Mark Whitehead 09 November 2018

Exclusive: Regulator accuses Allied Healthcare of misleading councils and renews collapse warning

Exclusive: Regulator accuses Allied Healthcare of misleading councils and renews collapse warning

A major provider of care for the elderly has been accused by the Government regulator of misleading local authorities and undermining an official warning that it is at risk of imminent collapse.

The Care Quality Commission told Allied Healthcare it had failed to provide the assurance of its financial security which it claimed in a letter sent to councils.

It followed a warning this week that the company, one of the biggest providers of care services in the UK, is likely to go bust at the end of this month because it has not lined up a new lender to support its business.

The company today declined to comment on whether it had signed a deal for continued financing, citing commercial confidentiality, but said its current lender had expressed 'willingness' to continue providing a service until January.

Newly-appointed Allied Healthcare chief executive Narinder Singh wrote to councils which contract the company to provide care services on Tuesday saying he was 'surprised and disappointed' by the CQC's intervention which was 'premature and unwarranted'.

He told the councils he wanted 'to reassure you in absolute terms that we remain able to deliver safe continuity of care across our operations'.

Mr Singh said talks were proceeding with potential lenders and an offer of financing was 'on the table'.

He accused the CQC of ignoring his reassurance 'in spite of the robust evidence we have provided'.

However, a letter seen by LocalGov from CQC chief inspector of adult care Andrea Sutcliffe responding to Mr Singh says if he had provided the assurances he claimed it would not have been necessary to issue the 'Section 6' warning over the company's future.

She said the company had failed to meet several deadlines for providing information on new lending facilities after the end of November.

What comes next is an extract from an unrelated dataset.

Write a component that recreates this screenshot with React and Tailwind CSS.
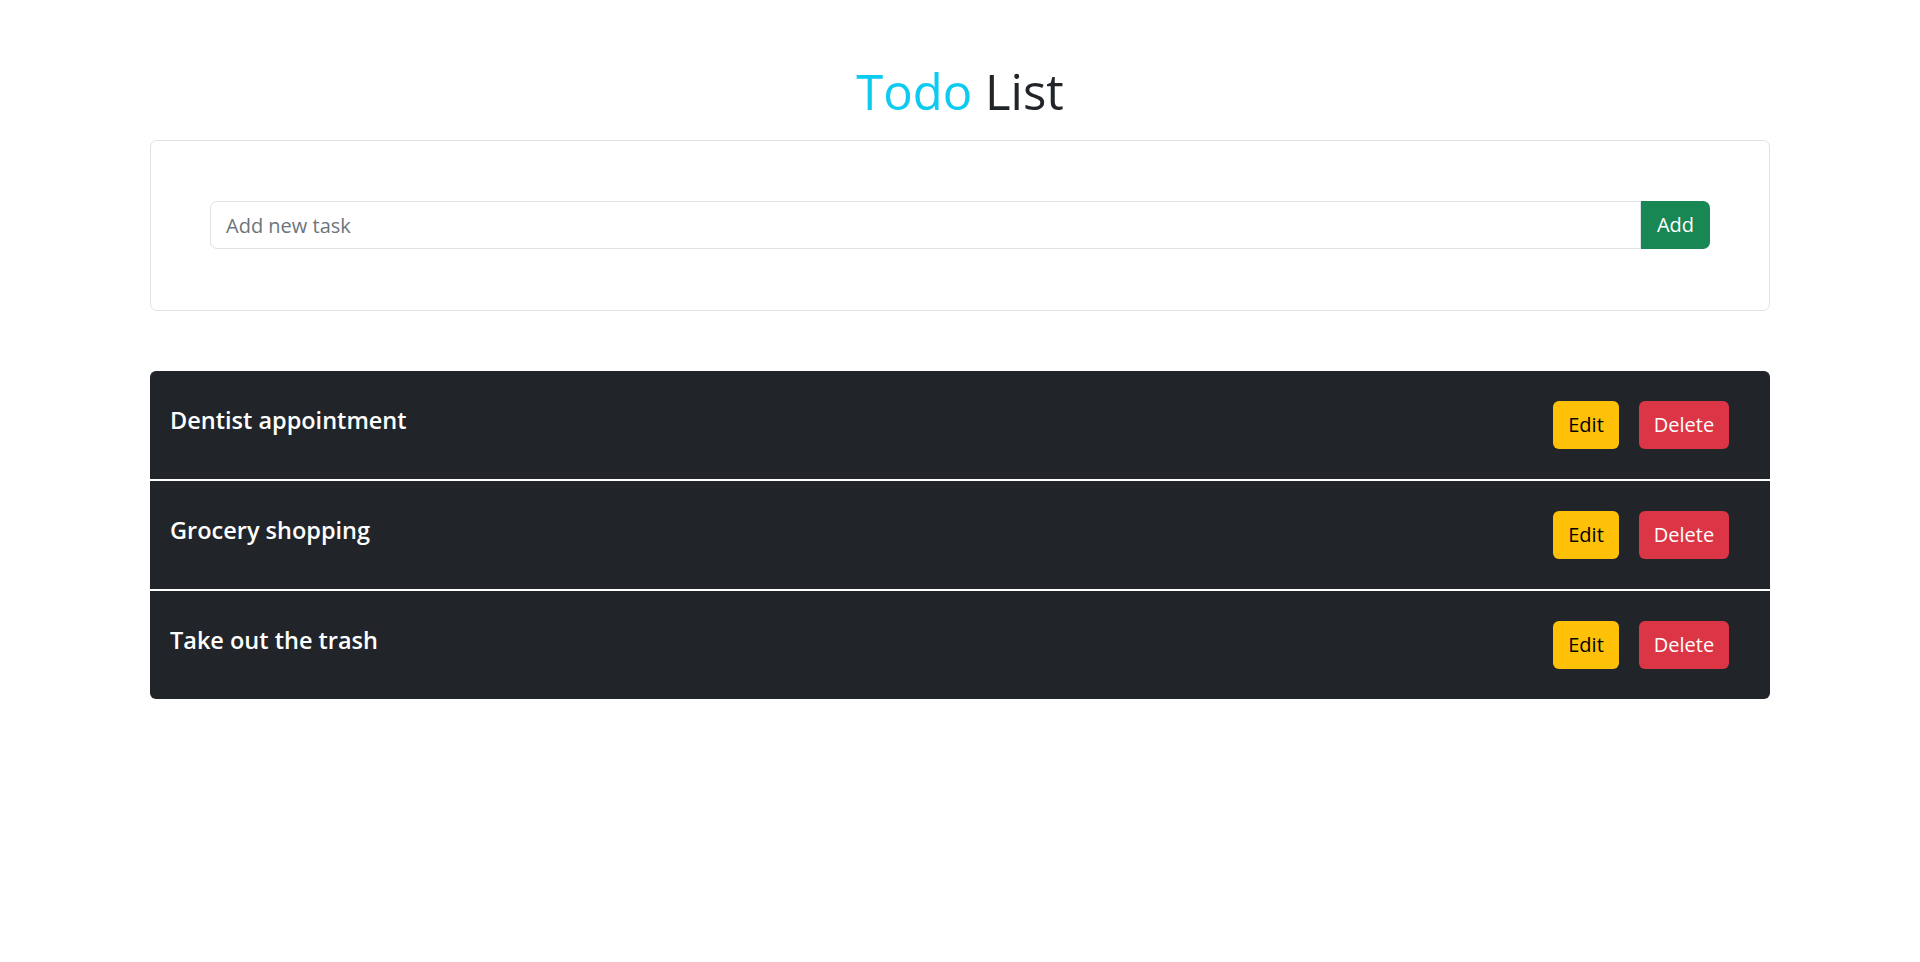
import React, { useState } from 'react';

const font = { fontFamily: '"Open Sans", "Noto Sans", sans-serif' };

export default function App() {
  const [tasks] = useState(['Dentist appointment', 'Grocery shopping', 'Take out the trash']);

  return (
    <div className="min-h-screen bg-white" style={font}>
      <div className="mx-auto w-[1620px]">
        <h1 className="pt-[61px] mb-[19px] text-center text-[49px] leading-[60px] font-medium text-[#212529]">
          <span className="text-[#0dcaf0]">Todo</span> List
        </h1>

        <div className="rounded-[7px] border border-[#dee2e6] pt-[60px] pb-[61px] px-[59px]">
          <div className="flex">
            <input
              type="text"
              placeholder="Add new task"
              className="h-[48px] flex-1 rounded-l-[7px] border border-[#dee2e6] px-[15px] text-[20px] text-[#212529] placeholder:text-[#6c757d] outline-none"
            />
            <button className="h-[48px] w-[69px] rounded-r-[7px] bg-[#198754] text-[20px] text-white">
              Add
            </button>
          </div>
        </div>

        <ul className="mt-[60px] flex flex-col divide-y-2 divide-white overflow-hidden rounded-[6px] bg-[#212529]">
          {tasks.map((task) => (
            <li key={task} className="flex items-center justify-between py-[30px] pl-5 pr-[41px]">
              <h5 className="mb-[10px] text-[23.5px] leading-[30px] font-semibold text-white">{task}</h5>
              <div className="flex gap-5">
                <button className="h-[48px] w-[66px] rounded-[6px] bg-[#ffc107] text-[20px] text-black">Edit</button>
                <button className="h-[48px] w-[90px] rounded-[6px] bg-[#dc3545] text-[20px] text-white">Delete</button>
              </div>
            </li>
          ))}
        </ul>
      </div>
    </div>
  );
}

The company was already 'significantly adrift' on the key performance indicators for the number of hours of care it was paid to provide and this was getting worse.

It had only a 'very limited track record' of winning new tenders following a debt restructuring deal struck earlier this year and had not been able to confirm an agreement with a new lender.

Ms Sutcliffe said it was not 'ordinary' as claimed to take refinancing of lending facilities to expiry date and pointed out that having an offer of financing 'on the table' was not binding.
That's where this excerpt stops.